Quincy, MA– Although some locals say that the city of Quincy has cleaned up its beaches and ramped up its environmental efforts in recent years, the city is now facing a federal lawsuit for alleged violations of the Clean Water Act.
On Friday March 15, the office of Massachusetts U.S. Attorney Andrew Lelling filed a civil complaint on behalf of the U.S. Environmental Protection Agency (EPA) alleging that the city of Quincy has dumped “...sewage and untreated wastewater into the Boston Harbor, Dorchester Bay, Quincy Bay and other waterways from the City’s sanitary sewer and storm drain systems.”
The complaint cites evidence including the high levels of the bacteria E. coli and Enteroccous shown in water quality testing along Quincy’s coastline from 2009 to 2018. The complaint also alleges that the city of Quincy allowed its sanitary sewer system to overflow more than once during this time period, releasing harmful pollutants into the local waterways.
Sewage overflows pose a risk to water quality and safety, and can be damaging to beach and sea life. Overflows also lead to “fishing advisories and basement backups of sewage.”
Quincy Mayor Thomas Koch responded to the complaint on Friday, saying that he was “outraged” that the federal government chose to file a complaint and seek a fine rather than continue to work with the city to improve environmental conditions. Koch said that the city of Quincy has cooperated with the EPA for the past year and has spent millions of dollars making improvements over the past ten years.

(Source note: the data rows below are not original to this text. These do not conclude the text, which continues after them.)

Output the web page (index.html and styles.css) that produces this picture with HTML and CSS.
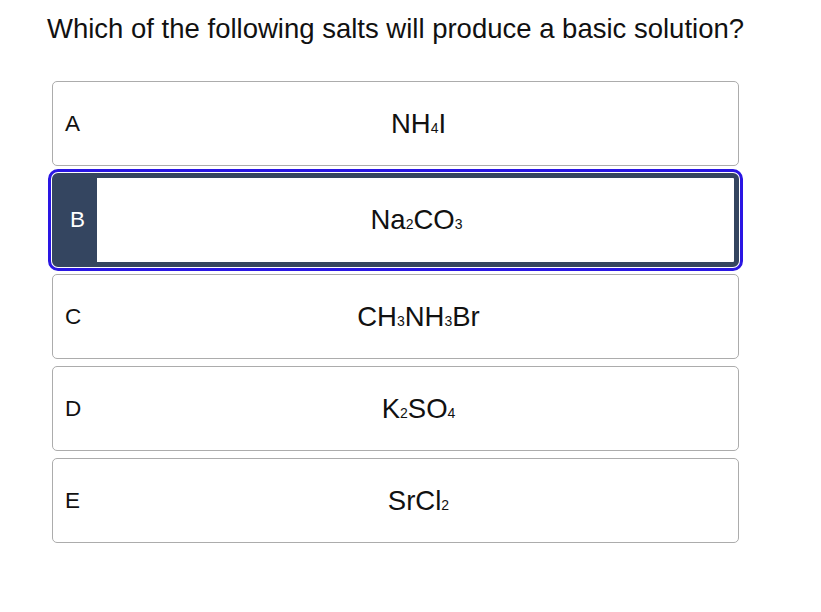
FILE: index.html
```html
<!DOCTYPE html>
<html lang="en">
<head>
<meta charset="utf-8">
<title>Question</title>
<link rel="stylesheet" href="styles.css">
</head>
<body>
<div class="page">
  <h1 class="question">Which of the following salts will produce a basic solution?</h1>
  <div class="options">
    <div class="option">
      <div class="letter">A</div>
      <div class="answer"><span class="formula">NH<sub>4</sub>I</span></div>
    </div>
    <div class="option selected">
      <div class="letter">B</div>
      <div class="answer"><span class="formula">Na<sub>2</sub>CO<sub>3</sub></span></div>
    </div>
    <div class="option">
      <div class="letter">C</div>
      <div class="answer"><span class="formula">CH<sub>3</sub>NH<sub>3</sub>Br</span></div>
    </div>
    <div class="option">
      <div class="letter">D</div>
      <div class="answer"><span class="formula">K<sub>2</sub>SO<sub>4</sub></span></div>
    </div>
    <div class="option">
      <div class="letter">E</div>
      <div class="answer"><span class="formula">SrCl<sub>2</sub></span></div>
    </div>
  </div>
</div>
</body>
</html>
```
FILE: styles.css
```css
html, body {
  margin: 0;
  padding: 0;
  background: #ffffff;
}
body {
  font-family: "Liberation Sans", Arial, sans-serif;
  color: #111111;
}
.page {
  padding: 13px 0 0 47px;
}
.question {
  margin: 0;
  font-size: 27.5px;
  font-weight: normal;
  line-height: 32px;
  height: 32px;
  color: #111111;
}
.options {
  margin: 36px 0 0 5px;
  width: 687px;
  display: flex;
  flex-direction: column;
  gap: 7px;
}
.option {
  box-sizing: border-box;
  height: 85px;
  display: flex;
  align-items: stretch;
  border: 1px solid #acacac;
  border-radius: 5px;
  background: #ffffff;
}
.letter {
  flex: 0 0 44px;
  box-sizing: border-box;
  padding-left: 12px;
  display: flex;
  align-items: center;
  font-size: 22.5px;
  color: #111111;
}
.answer {
  flex: 1;
  display: flex;
  align-items: center;
  justify-content: center;
  padding-left: 2px;
  font-size: 27.5px;
  color: #111111;
  white-space: nowrap;
}
.formula {
  line-height: 32px;
}
.formula sub {
  font-size: 14px;
  vertical-align: baseline;
  line-height: 0;
}
.selected {
  height: 94px;
  border: 5px solid #344560;
  border-radius: 6px;
  outline: 3px solid #2a16e3;
  outline-offset: 1px;
}
.selected .letter {
  flex-basis: 40px;
  padding-left: 13px;
  background: #344560;
  color: #ffffff;
}
```
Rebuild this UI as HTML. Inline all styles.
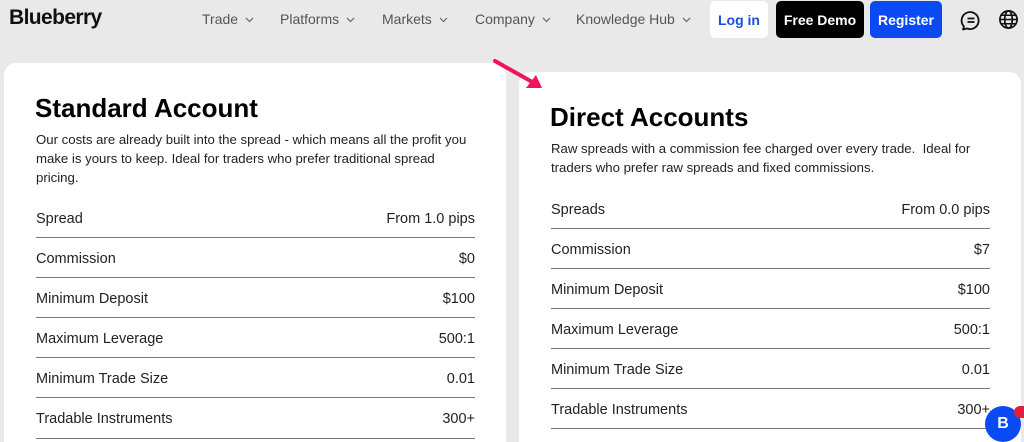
<!DOCTYPE html>
<html><head><meta charset="utf-8"><style>
*{margin:0;padding:0;box-sizing:border-box}
html,body{width:1024px;height:442px;overflow:hidden}
body{background:#e8e9e8;font-family:"Liberation Sans",sans-serif;position:relative;color:#111}
.abs{position:absolute;white-space:nowrap}
.nav{font-size:14px;color:#555;top:11px}
.nav svg{margin-left:7px;vertical-align:middle}
.btn{position:absolute;top:1px;height:37px;border-radius:5px;font-size:14px;font-weight:bold;display:flex;align-items:center;justify-content:center}
.card{position:absolute;background:#fff;border-radius:12px 12px 0 0}
h2{position:absolute;font-size:26px;font-weight:bold;color:#000;white-space:nowrap}
.desc{position:absolute;font-size:13.2px;line-height:19px;color:#222;white-space:nowrap}
.row{position:absolute;height:40px;border-bottom:1.5px solid #777;font-size:14.5px;display:flex;justify-content:space-between;align-items:center;padding-top:2px;color:#222}
</style></head><body>
<div class="abs" style="left:9px;top:6px;font-size:21px;font-weight:bold;letter-spacing:-0.6px;color:#111">Blueberry</div>
<div class="abs nav" style="left:202px">Trade<svg width="9" height="6"><path d="M1 1l3.5 3.5L8 1" stroke="#666" fill="none" stroke-width="1.2"/></svg></div>
<div class="abs nav" style="left:280px">Platforms<svg width="9" height="6"><path d="M1 1l3.5 3.5L8 1" stroke="#666" fill="none" stroke-width="1.2"/></svg></div>
<div class="abs nav" style="left:382px">Markets<svg width="9" height="6"><path d="M1 1l3.5 3.5L8 1" stroke="#666" fill="none" stroke-width="1.2"/></svg></div>
<div class="abs nav" style="left:475px">Company<svg width="9" height="6"><path d="M1 1l3.5 3.5L8 1" stroke="#666" fill="none" stroke-width="1.2"/></svg></div>
<div class="abs nav" style="left:576px">Knowledge Hub<svg width="9" height="6"><path d="M1 1l3.5 3.5L8 1" stroke="#666" fill="none" stroke-width="1.2"/></svg></div>
<div class="btn" style="left:710px;width:58px;background:#fff;color:#1a4fe0">Log in</div>
<div class="btn" style="left:776px;width:88px;background:#000;color:#fff">Free Demo</div>
<div class="btn" style="left:870px;width:72px;background:#0a4af5;color:#fff">Register</div>
<svg class="abs" style="left:960px;top:9px" width="22" height="22" viewBox="0 0 22 22"><path d="M4 17.5A8.5 8.5 0 1 1 7 19.5L3 20.5Z" fill="none" stroke="#111" stroke-width="1.8" stroke-linejoin="round"/><path d="M7.5 9.5h7M7.5 13h7" stroke="#111" stroke-width="1.8"/></svg>
<svg class="abs" style="left:998px;top:9px" width="21" height="21" viewBox="0 0 22 22"><circle cx="11" cy="11" r="9" fill="none" stroke="#111" stroke-width="1.8"/><ellipse cx="11" cy="11" rx="4" ry="9" fill="none" stroke="#111" stroke-width="1.8"/><path d="M2 11h18M3.5 6.5h15M3.5 15.5h15" stroke="#111" stroke-width="1.6"/></svg>

<div class="card" style="left:4px;top:63px;width:502px;height:379px"></div>
<div class="card" style="left:519px;top:72px;width:502px;height:370px"></div>

<svg class="abs" style="left:490px;top:55px" width="60" height="40"><path d="M5 6L44 28" stroke="#f0145a" stroke-width="4" stroke-linecap="round"/><path d="M52 33L36 33L46 20Z" fill="#f0145a"/></svg>

<h2 style="left:35px;top:93px">Standard Account</h2>
<div class="desc" style="left:36px;top:130px">Our costs are already built into the spread - which means all the profit you<br>make is yours to keep. Ideal for traders who prefer traditional spread<br>pricing.</div>
<div class="row" style="left:36px;top:198px;width:439px"><span>Spread</span><span>From 1.0 pips</span></div>
<div class="row" style="left:36px;top:238px;width:439px"><span>Commission</span><span>$0</span></div>
<div class="row" style="left:36px;top:278px;width:439px"><span>Minimum Deposit</span><span>$100</span></div>
<div class="row" style="left:36px;top:318px;width:439px"><span>Maximum Leverage</span><span>500:1</span></div>
<div class="row" style="left:36px;top:358px;width:439px"><span>Minimum Trade Size</span><span>0.01</span></div>
<div class="row" style="left:36px;top:398px;width:439px;height:41px"><span>Tradable Instruments</span><span>300+</span></div>

<h2 style="left:550px;top:102px">Direct Accounts</h2>
<div class="desc" style="left:551px;top:139px">Raw spreads with a commission fee charged over every trade.&nbsp; Ideal for<br>traders who prefer raw spreads and fixed commissions.</div>
<div class="row" style="left:551px;top:189px;width:439px"><span>Spreads</span><span>From 0.0 pips</span></div>
<div class="row" style="left:551px;top:229px;width:439px"><span>Commission</span><span>$7</span></div>
<div class="row" style="left:551px;top:269px;width:439px"><span>Minimum Deposit</span><span>$100</span></div>
<div class="row" style="left:551px;top:309px;width:439px"><span>Maximum Leverage</span><span>500:1</span></div>
<div class="row" style="left:551px;top:349px;width:439px"><span>Minimum Trade Size</span><span>0.01</span></div>
<div class="row" style="left:551px;top:389px;width:439px"><span>Tradable Instruments</span><span>300+</span></div>

<div class="abs" style="left:985px;top:406px;width:36px;height:36px;border-radius:50%;background:#0a4af5;color:#fff;font-weight:bold;font-size:16px;display:flex;align-items:center;justify-content:center">B</div>
<div class="abs" style="left:1014px;top:406px;width:10px;height:12px;border-radius:6px 0 0 6px;background:#e0203a"></div>
</body></html>
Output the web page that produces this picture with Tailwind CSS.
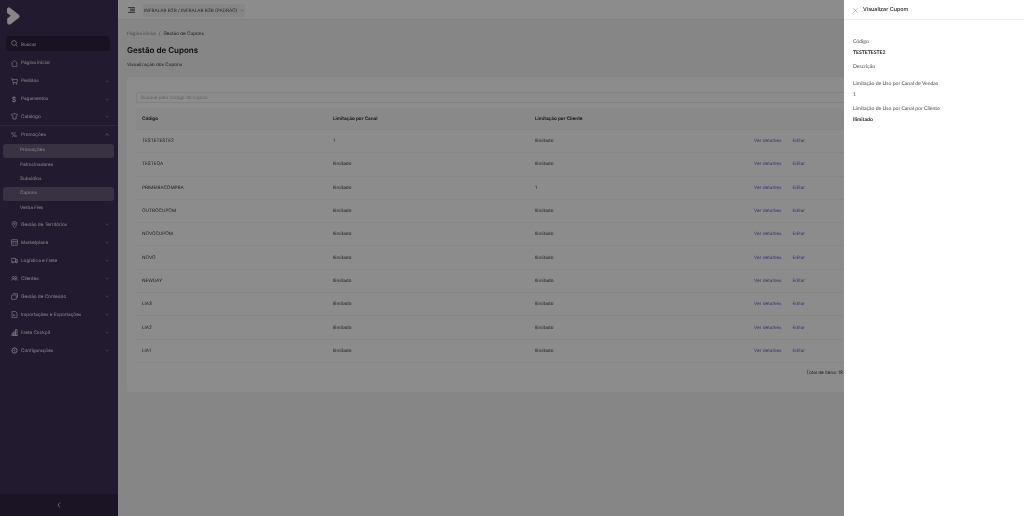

"We've been working to improve water quality every year. We've been doing the right thing for years,” said Koch in a press conference. Koch pointed to the city’s cleanup of Wollaston Beach, as well as sewer lines that had been repaired.
The Clean Water Act assigns daily penalties of $37,500 for violations that occurred on or before Nov. 2, 2015, and $54,833 for violations occurring after Nov. 2, 2015. This would add millions more to Quincy’s costs.
In the past, Quincy beaches have had to close for swimmers because the E. coli levels were high enough to cause illness.